Uranium Corporation of India भारतीय यूरेनियम निगम
- Company type: Public Sector Undertaking
- Industry: Mining
- Founded: 1967
- Headquarters: Jadugora, India
- Key people: Dr. C.K.Asnani (Chairman & MD)
- Products: Uranium
- Revenue: ₹2,034.79 crore (US$210 million) (2019)
- Operating income: ₹406.52 crore (US$42 million) (2019)
- Net income: ₹214.20 crore (US$22 million) (2019)
- Total assets: ₹3,866.33 crore (US$400 million) (2019)
- Total equity: ₹2,833.93 crore (US$300 million) (2019)
- Owner: Government of India
- Number of employees: 4536 (March 2021)
- Website: uraniumcorp.in

= Uranium Corporation of India =

Indian state-owned enterprise

Uranium Corporation of India (UCIL) is a public sector undertaking (PSU), under the Department of Atomic Energy for uranium mining and processing. The corporation was founded in 1967 and is responsible for the mining and milling of uranium ore in India. The firm operates mines at Jadugora, Bhatin, Narwapahar, Turamdih and Banduhurang

==Mines==
===Tummalapalle===
The ore body of Kanampalli and Tummalapalli mining block in Kadapa is spread over a length of 21 kilometres.

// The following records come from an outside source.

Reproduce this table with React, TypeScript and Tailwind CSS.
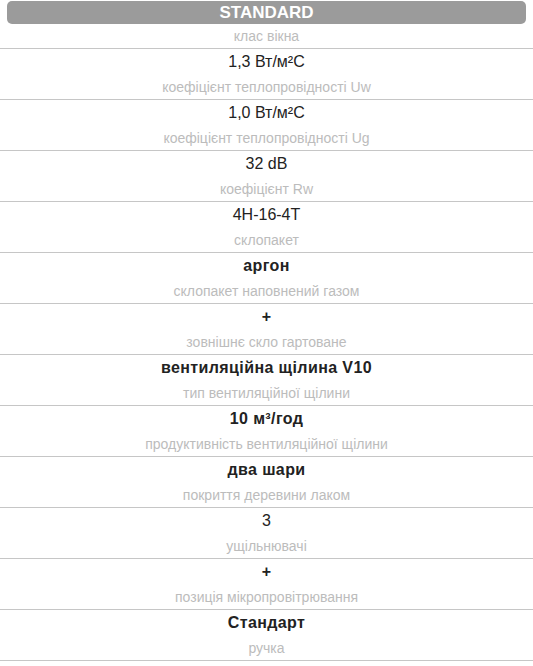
import React from "react";

interface Spec {
  value: string;
  label: string;
  bold?: boolean;
}

const specs: Spec[] = [
  { value: "1,3 Вт/м²С", label: "коефіцієнт теплопровідності Uw" },
  { value: "1,0 Вт/м²С", label: "коефіцієнт теплопровідності Ug" },
  { value: "32 dB", label: "коефіцієнт Rw" },
  { value: "4Н-16-4Т", label: "склопакет" },
  { value: "аргон", label: "склопакет наповнений газом", bold: true },
  { value: "+", label: "зовнішнє скло гартоване", bold: true },
  { value: "вентиляційна щілина V10", label: "тип вентиляційної щілини", bold: true },
  { value: "10 м³/год", label: "продуктивність вентиляційної щілини", bold: true },
  { value: "два шари", label: "покриття деревини лаком", bold: true },
  { value: "3", label: "ущільнювачі" },
  { value: "+", label: "позиція мікропровітрювання", bold: true },
  { value: "Стандарт", label: "ручка", bold: true },
];

export default function App() {
  return (
    <div
      className="w-[533px] bg-white text-center"
      style={{ fontFamily: '"Liberation Sans", Arial, sans-serif' }}
    >
      <div className="pt-[1px] border-b border-[#c6c6c6]">
        <div className="mx-[7px] h-[23px] rounded-[5px] bg-[#9b9b9b] text-[17px] font-bold leading-[23px] text-white">
          STANDARD
        </div>
        <div className="text-[14px] leading-[24px] text-[#bcbcbc]">клас вікна</div>
      </div>

      {specs.map((spec, i) => (
        <div key={spec.label + i} className="border-b border-[#c6c6c6]">
          <div
            className={`text-[16px] leading-[26px] text-[#222] ${
              spec.bold ? "font-bold tracking-[0.4px]" : ""
            }`}
          >
            {spec.value}
          </div>
          <div className="text-[14px] leading-[24px] text-[#bcbcbc]">{spec.label}</div>
        </div>
      ))}
    </div>
  );
}
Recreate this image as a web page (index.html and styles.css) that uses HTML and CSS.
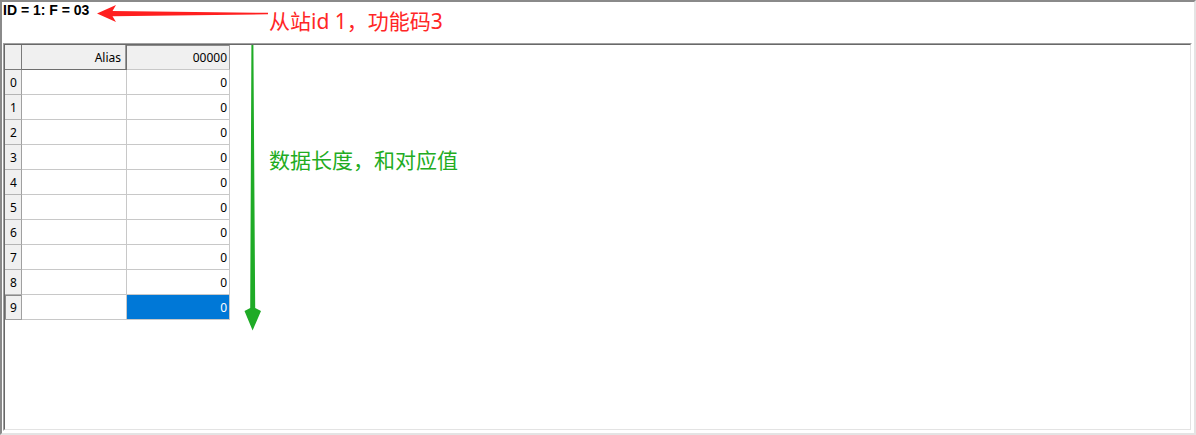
FILE: index.html
```html
<!DOCTYPE html>
<html>
<head>
<meta charset="utf-8">
<link rel="stylesheet" href="styles.css">
</head>
<body>
<div class="window">
  <div class="info">ID = 1: F = 03</div>
  <div class="tableview">
    <div class="tableview-inner">
      <div class="grid">
        <div class="hcell corner"></div>
        <div class="hcell col alias">Alias</div>
        <div class="hcell col current">00000</div>

        <div class="rhead">0</div><div class="cell"></div><div class="cell num">0</div>
        <div class="rhead">1</div><div class="cell"></div><div class="cell num">0</div>
        <div class="rhead">2</div><div class="cell"></div><div class="cell num">0</div>
        <div class="rhead">3</div><div class="cell"></div><div class="cell num">0</div>
        <div class="rhead">4</div><div class="cell"></div><div class="cell num">0</div>
        <div class="rhead">5</div><div class="cell"></div><div class="cell num">0</div>
        <div class="rhead">6</div><div class="cell"></div><div class="cell num">0</div>
        <div class="rhead">7</div><div class="cell"></div><div class="cell num">0</div>
        <div class="rhead">8</div><div class="cell"></div><div class="cell num">0</div>
        <div class="rhead current-row">9</div><div class="cell"></div><div class="cell num selected">0</div>
      </div>
    </div>
  </div>
</div>

<svg class="overlay" width="1196" height="435" viewBox="0 0 1196 435">
  <polygon class="arrow-red" points="97,13.5 116,5 112.5,11 268,12.8 268,14.3 112.5,16.3 116,22"/>
  <polygon class="arrow-green" points="251.4,45 253.4,45 255.2,308 261,311 252.6,330.5 244.5,311 250.2,308"/>
</svg>
<div class="note note-red">从站id 1，功能码3</div>
<div class="note note-green">数据长度，和对应值</div>
</body>
</html>
```
FILE: styles.css
```css
html, body {
  margin: 0;
  padding: 0;
  background: #ffffff;
}

body {
  position: relative;
  width: 1196px;
  height: 435px;
  overflow: hidden;
  font-family: "Noto Sans", "Liberation Sans", sans-serif;
}

.window {
  width: 1196px;
  height: 435px;
  box-sizing: border-box;
  border-style: solid;
  border-width: 2px;
  border-color: #8a8a8a #e4e4e4 #e4e4e4 #8a8a8a;
  background: #ffffff;
  display: flex;
  flex-direction: column;
}

.info {
  height: 41px;
  flex: 0 0 41px;
  padding-left: 1px;
  padding-top: 1px;
  box-sizing: border-box;
  font-family: "Liberation Sans", Arial, sans-serif;
  font-weight: bold;
  font-size: 14px;
  line-height: 15px;
  color: #000000;
}

.tableview {
  flex: 1;
  margin: 0 2px 2px 1px;
  border: 1px solid;
  border-color: #a0a0a0 #ffffff #ffffff #a0a0a0;
  display: flex;
}

.tableview-inner {
  flex: 1;
  border: 1px solid;
  border-color: #696969 #e3e3e3 #e3e3e3 #696969;
  background: #ffffff;
}

.grid {
  display: grid;
  grid-template-columns: 17px 105px 103px;
  grid-auto-rows: 25px;
  width: 225px;
  font-size: 12px;
  color: #000000;
}

.grid > div {
  box-sizing: border-box;
  border-right: 1px solid #c8c8c8;
  border-bottom: 1px solid #c8c8c8;
  display: flex;
  align-items: center;
  padding-top: 2px;
  line-height: 16px;
  white-space: nowrap;
}

.grid > .hcell {
  background: #f0f0f0;
  border-right-color: #a0a0a0;
  border-bottom-color: #a0a0a0;
  justify-content: flex-end;
}

.grid > .corner {
  border-right-color: #7a7a7a;
  border-bottom-color: #7a7a7a;
}

.grid > .alias {
  padding-right: 5px;
  border-right-color: #6e6e6e;
  border-bottom-color: #6e6e6e;
  box-shadow: inset -1px 0 0 #9a9a9a;
}

.grid > .current {
  padding-right: 2px;
  box-shadow: inset 0 1px 0 #8a8a8a;
  border-bottom-color: #c8c8c8;
}

.grid > .rhead {
  background: #f0f0f0;
  border-right-color: #a0a0a0;
  border-bottom-color: #b4b4b4;
  padding-left: 5px;
}

.grid > .current-row {
  border-bottom-color: #a0a0a0;
  box-shadow: inset 1px 1px 0 #8a8a8a;
}

.grid > .num {
  justify-content: flex-end;
  padding-right: 2px;
}

.grid > .selected {
  background: #0078d7;
  color: #ffffff;
}

.overlay {
  position: absolute;
  left: 0;
  top: 0;
  pointer-events: none;
}

.arrow-red {
  fill: #ff1f1f;
}

.arrow-green {
  fill: #1fab26;
}

.note {
  position: absolute;
  font-family: "Noto Sans", "Noto Sans CJK SC", sans-serif;
  font-size: 21px;
  line-height: 21px;
  white-space: nowrap;
}

.note-red {
  left: 269px;
  top: 11px;
  color: #ff2626;
}

.note-green {
  left: 269px;
  top: 150px;
  color: #22ac22;
}
```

It is India's largest uranium mine.
===Jaduguda ===
It is the first uranium mine of India which started its operations in 1967. This mine is located in the state of Jharkhand. Jadugoda process plant is located close to the mine which is used for the processing of the uranium ore. The ore from Bhatin and Narwapahar mines is also processed here.

===Bhatin===
This mine is located 3 km away from Jaduguda and shares most of the infrastructure with the Jaduguda mine.

===Narwapahar===
This mine was commissioned in April 1995. It is known to be the most modern mine of the country.

===Turamdih===
Turamdih mine is located 24 km to the west of Jaduguda and five km south to Tatanagar railway station which is on howrah Mumbai main line. It was commissioned in 2003. Turamdih Processing Plant has been set up to treat the ore from Turamdih, Banduharang and Mohuldin mines.

===Bagjata===
Bagjata Mines is an underground mine in east singhbhum district of Jharkhand.

===Mohuldih Mine===
Mohuldih uranium deposit Mine in Gamharia block of Seraikella-Kharsawan district in state of Jharkhand has been developed as a modern underground mine

==New projects==
Uranium deposits have been found in Rohil area of Sikar district of Rajasthan, prompting the Rajasthan government to issue a letter of interest (LOI) to the state-owned Uranium Corporation of India, the first step to start the process of mining the radioactive mineral. Atomic Minerals Directorate for Exploration and Research (AMD) found 8,813 tonnes of uranium oxide deposits in Rohil in Sikar district, 1,086 tonnes in Rohil west, 3,570 tonnes in Jahaz and 1,002 tonnes in Geratiyon ki Dhani in the state of Rajasthan.

==Controversies==
There was criticism from certain sections of the local community that the mining operations of UCIL were resulting in harmful radiation to the public.

UCIL was also among the 63 Indian establishments put under sanction by USA in 1998 after Operation Shakti.

The mining activities of UCIL in the Khasi Hills were also fiercely opposed by the local tribals protesting against potential health effects.